On 18 August 2013, Petropoulos made his debut with his new team and scored one goal in a 2–1 home victory against Aris. Besides the fact that Apollon Smyrnis did not avoid relegation, Petropoulos had the best year in his career by scoring 12 goals. As a result of this, Metz, Chievo Verona and Hellas Verona became interested in him.

In the summer of 2014 due to the relegation of Apollon Smyrnis to the second division Petropoulos signed for OFI, joined the club for second time in his career. He scored a 91st-minute winner on his debut. Petropoulos left OFI half a year later due to serious financial problems at the club.

On 21 January 2015, Petropoulos agreed with AEL Kalloni till the end of 2014–15 season.
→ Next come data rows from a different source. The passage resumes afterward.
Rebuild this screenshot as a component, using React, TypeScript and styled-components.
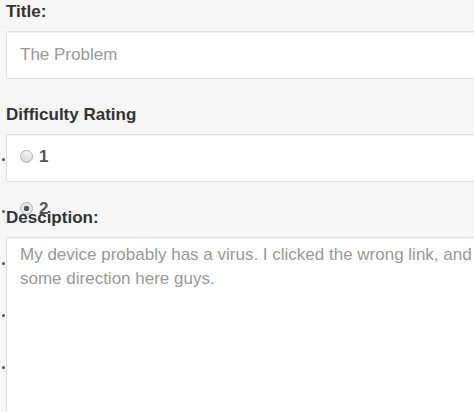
import styled, { createGlobalStyle } from 'styled-components';

const GlobalStyle = createGlobalStyle`
  html, body {
    margin: 0;
    padding: 0;
    overflow: hidden;
    background: #f6f6f6;
  }

  body {
    font-family: "Liberation Sans", Arial, sans-serif;
    color: #333;
  }
`;

const Form = styled.form`
  width: 588px;
  padding: 2px 0 0 6px;
`;

const Group = styled.div`
  margin-bottom: 26px;
`;

const Label = styled.label`
  display: block;
  font-size: 17px;
  font-weight: bold;
  line-height: 20px;
  margin-bottom: 9px;
  color: #333;
`;

const TextInput = styled.input`
  display: block;
  box-sizing: border-box;
  width: 100%;
  height: 48px;
  margin: 0;
  padding: 0 13px;
  font-family: "Liberation Sans", Arial, sans-serif;
  font-size: 17px;
  color: #555;
  background: #fff;
  border: 1px solid #e0e0e0;
  border-radius: 2px;
  box-shadow: inset 0 1px 1px rgba(0, 0, 0, 0.05);

  &::placeholder {
    color: #999;
  }
`;

const RatingBox = styled.div`
  box-sizing: border-box;
  height: 48px;
  background: #fff;
  border: 1px solid #e0e0e0;
  border-radius: 2px;
  box-shadow: inset 0 1px 1px rgba(0, 0, 0, 0.05);
`;

const RatingList = styled.ul`
  margin: 0;
  padding: 0 0 0 8px;
  list-style: disc;
`;

const RatingItem = styled.li`
  padding: 12px 0 20px;
  line-height: 20px;

  &::marker {
    font-size: 11px;
    color: #555;
  }
`;

const Radio = styled.input`
  appearance: none;
  box-sizing: border-box;
  width: 13px;
  height: 13px;
  margin: 3px 6px 0 5px;
  border: 1px solid #b0b0b0;
  border-radius: 50%;
  background: linear-gradient(#f4f4f4, #d8d8d8);
  vertical-align: -1px;

  &:checked {
    background: radial-gradient(circle, #555 0 2.5px, #e6e6e6 3px);
  }
`;

const RadioLabel = styled.label`
  font-size: 17px;
  font-weight: bold;
  color: #555;
`;

const TextArea = styled.textarea`
  display: block;
  position: relative;
  box-sizing: border-box;
  width: 100%;
  height: 220px;
  margin: 0;
  padding: 5px 13px;
  font-family: "Liberation Sans", Arial, sans-serif;
  font-size: 17px;
  line-height: 24.3px;
  color: #555;
  background: #fff;
  border: 1px solid #e0e0e0;
  border-radius: 2px;
  box-shadow: inset 0 1px 1px rgba(0, 0, 0, 0.05);
  resize: none;

  &::placeholder {
    color: #999;
  }
`;

const ratings = [1, 2, 3, 4, 5];

export default function App() {
  return (
    <>
      <GlobalStyle />
      <Form>
        <Group>
          <Label htmlFor="title">Title:</Label>
          <TextInput id="title" type="text" placeholder="The Problem" />
        </Group>

        <Group>
          <Label>Difficulty Rating</Label>
          <RatingBox>
            <RatingList>
              {ratings.map((r) => (
                <RatingItem key={r}>
                  <Radio
                    type="radio"
                    name="difficulty"
                    id={`rating-${r}`}
                    defaultChecked={r === 2}
                  />
                  <RadioLabel htmlFor={`rating-${r}`}>{r}</RadioLabel>
                </RatingItem>
              ))}
            </RatingList>
          </RatingBox>
        </Group>

        <Group>
          <Label htmlFor="description">Desciption:</Label>
          <TextArea
            id="description"
            placeholder="My device probably has a virus. I clicked the wrong link, and now I need some direction here guys."
          />
        </Group>
      </Form>
    </>
  );
}
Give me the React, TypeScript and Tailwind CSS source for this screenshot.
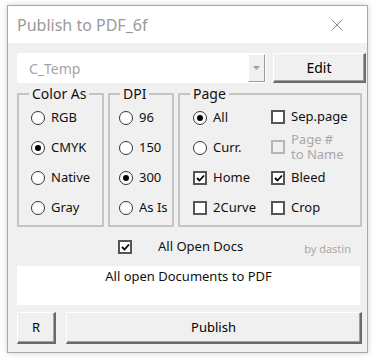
import React from 'react';

const font = { fontFamily: '"Noto Sans", "Open Sans", sans-serif' };

function Radio({ checked }: { checked?: boolean }) {
  return (
    <span className="flex h-[14px] w-[14px] shrink-0 items-center justify-center rounded-full border border-[#333] bg-white">
      {checked && <span className="h-[6px] w-[6px] rounded-full bg-black" />}
    </span>
  );
}

function Check({ checked, disabled }: { checked?: boolean; disabled?: boolean }) {
  return (
    <span
      className={`flex h-[14px] w-[14px] shrink-0 items-center justify-center border-2 ${
        disabled ? 'border-[#b5b5b5] bg-[#f0f0f0]' : 'border-[#555] bg-white'
      }`}
    >
      {checked && (
        <svg width="9" height="8" viewBox="0 0 9 8">
          <path d="M1 4 L3.5 6.5 L8 1.5" fill="none" stroke="#000" strokeWidth="1.8" />
        </svg>
      )}
    </span>
  );
}

function RadioRow({ label, checked }: { label: string; checked?: boolean }) {
  return (
    <div className="flex h-[30px] items-center gap-[6px]">
      <Radio checked={checked} />
      <span>{label}</span>
    </div>
  );
}

function CheckRow({ label, checked }: { label: string; checked?: boolean }) {
  return (
    <div className="flex h-[30px] items-center gap-[6px]">
      <Check checked={checked} />
      <span>{label}</span>
    </div>
  );
}

function Group({ title, className, inner, children }: { title: string; className: string; inner: string; children: React.ReactNode }) {
  return (
    <fieldset className={`border-2 border-[#c4c4c4] ${className}`}>
      <legend className="ml-[10px] px-[3px] text-[14px] leading-[16px]">{title}</legend>
      <div className={inner}>{children}</div>
    </fieldset>
  );
}

function Button({ children, className }: { children: React.ReactNode; className: string }) {
  return (
    <button className={`flex items-center justify-center border-t border-l border-t-white border-l-white border-r-2 border-b-2 border-r-[#6b6b6b] border-b-[#6b6b6b] bg-[#f0f0f0] text-[13px] text-black shadow-[inset_-1px_-1px_0_#a0a0a0] ${className}`}>
      {children}
    </button>
  );
}

export default function App() {
  return (
    <div className="h-[358px] w-[375px] bg-white pt-[5px] pl-[7px]" style={font}>
      <div className="flex h-[348px] w-[361px] flex-col border border-[#a8a8a8] bg-[#f0f0f0] shadow-[0_0_6px_rgba(0,0,0,0.18)]">
        {/* Title bar */}
        <div className="flex h-[37px] shrink-0 items-center justify-between bg-white pl-[9px] pr-[24px] text-[16px] text-[#9a9a9a]">
          <span>Publish to PDF_6f</span>
          <svg width="12" height="12" viewBox="0 0 12 12">
            <path d="M0.5 0.5 L11.5 11.5 M11.5 0.5 L0.5 11.5" stroke="#8a8a8a" strokeWidth="1" />
          </svg>
        </div>

        <div className="flex flex-col pl-[9px] pt-[10px] text-[13px] text-[#111]">
          {/* Preset row */}
          <div className="flex h-[30px] gap-[7px]">
            <div className="flex w-[249px] bg-white">
              <div className="flex flex-1 items-center pl-[12px] text-[14px] text-[#a4a4a4]">C_Temp</div>
              <div className="my-[1px] mr-[1px] flex w-[17px] items-center justify-center border border-t-white border-l-white border-r-[#9a9a9a] border-b-[#9a9a9a] bg-[#f0f0f0]">
                <svg width="7" height="4" viewBox="0 0 7 4">
                  <path d="M0 0 H7 L3.5 4 Z" fill="#a0a0a0" />
                </svg>
              </div>
            </div>
            <Button className="w-[93px] text-[14px]">Edit</Button>
          </div>

          {/* Groups */}
          <div className="mt-[3px] flex gap-[4px]">
            <Group title="Color As" className="h-[141px] w-[87px]" inner="pl-[12px] pt-[1px]">
              <RadioRow label="RGB" />
              <RadioRow label="CMYK" checked />
              <RadioRow label="Native" />
              <RadioRow label="Gray" />
            </Group>
            <Group title="DPI" className="h-[141px] w-[66px]" inner="pl-[9px] pt-[1px]">
              <RadioRow label="96" />
              <RadioRow label="150" />
              <RadioRow label="300" checked />
              <RadioRow label="As Is" />
            </Group>
            <Group title="Page" className="h-[141px] w-[184px]" inner="flex pl-[13px] pt-[1px]">
              <div className="w-[78px]">
                <RadioRow label="All" checked />
                <RadioRow label="Curr." />
                <CheckRow label="Home" checked />
                <CheckRow label="2Curve" />
              </div>
              <div>
                <div className="flex h-[27px] items-center gap-[6px]">
                  <Check />
                  <span>Sep.page</span>
                </div>
                <div className="flex h-[33px] items-center gap-[6px]">
                  <Check disabled />
                  <span className="leading-[15px] text-[#a8a8a8]">
                    Page #
                    <br />
                    to Name
                  </span>
                </div>
                <CheckRow label="Bleed" checked />
                <CheckRow label="Crop" />
              </div>
            </Group>
          </div>

          {/* All open docs */}
          <div className="mt-[8px] flex h-[24px] items-center">
            <div className="ml-[101px]">
              <Check checked />
            </div>
            <span className="ml-[26px]">All Open Docs</span>
            <span className="ml-[61px] mt-[4px] text-[11px] text-[#a8a8a8]">by dastin</span>
          </div>

          {/* Info box */}
          <div className="mt-[7px] h-[39px] w-[343px] bg-white pt-[1px] text-center">All open Documents to PDF</div>

          {/* Bottom buttons */}
          <div className="mt-[7px] flex h-[32px] gap-[10px]">
            <Button className="w-[39px]">R</Button>
            <Button className="w-[296px]">Publish</Button>
          </div>
        </div>
      </div>
    </div>
  );
}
On 12 May 2015, he solved his contract with the club.

===Bari 1908===

Petropoulos passes for the first time in his career, the Greek borders in order to pursue his career in Italian club Bari 1908 playing for Serie B. The Greek winger passed the medical examinations, signing a two years' contract with the club for an undisclosed fee.
On 17 October 2015, in the 8th day of 2015–16 Serie B season he made his debut as a substitute in an away 3–0 loss from Ternana Calcio.
After a rather catastrophic season, the Greek striker is going to use his option clause and ask for the termination of his contract with the club as did not manage to be among the first priorities of Andrea Camplone, playing only in five games.

===Return to Greece===
On 24 August 2016, Petropoulos agreed with Apollon Smyrnis till the end of 2016–17 season. On 9 July 2017, newly promoted to Super League club Lamia and Aris are monitoring the case of experienced striker, who is expected to leave his current team soon.
On 20 September 2017, he signed a contract with Football League club Doxa Drama for an undisclosed fee. Three months later, he mutually solved his contract with the club. On 6 January 2018, Petropoulos signed with Super League club Platanias for the rest of the 2017–18 season, in order to help with his experience the struggling club to remain in the Super League.

==Career statistics==

===Club===

Club: Season; League; League; Cup; Continental; Other^{1}; Total
Apps: Goals; Apps; Goals; Apps; Goals; Apps; Goals; Apps; Goals
Egaleo: 2003–04; Alpha Ethniki; 4; 0; 0; 0; 0; 0; –; 4; 0
Keratsini: 2004–05; Gamma Ethniki; 27; 5; 2; 0; –; –; 29; 5
Haidari: 2005–06; Beta Ethniki; 25; 4; 2; 1; –; –; 27; 5
Egaleo: 2006–07; Super League Greece; 23; 4; 2; 0; –; –; 25; 4
Panathinaikos: 2007–08; 0; 0; 0; 0; 0; 0; –; 0; 0
OFI: 10; 4; 2; 1; –; –; 12; 5
Panathinaikos: 2008–09; 14; 4; 2; 0; 0; 0; 1; 1; 17; 5
2009–10: 6; 0; 3; 0; 1; 0; –; 10; 0
2010–11: 11; 4; 1; 0; 2; 0; 3; 0; 17; 4
2011–12: 12; 3; 1; 0; 2; 0; 2; 1; 17; 4
2012–13: 8; 1; 2; 1; 4; 0; –; 14; 2
AEK Athens: 13; 3; 0; 0; –; –; 13; 3
Apollon Smyrnis: 2013–14; 27; 12; 2; 0; –; –; 29; 12
OFI: 2014–15; 14; 2; 0; 0; –; –; 14; 2
AEL Kalloni: 2014–15; 11; 2; 0; 0; –; –; 11; 2
Bari: 2015–16; Serie B; 5; 0; 0; 0; –; –; 5; 0
Apollon Smyrnis: 2016–17; Football League; 24; 9; 1; 0; –; –; 25; 9
Doxa Drama: 2017–18; Football League; 5; 1; 0; 0; –; –; 5; 1
Platanias: 2017–18; Super League Greece; 8; 2; 0; 0; –; –; 8; 2
Career total: 247; 60; 20; 3; 9; 0; 6; 2; 282; 65

^{1}Includes Greek Super League playoffs.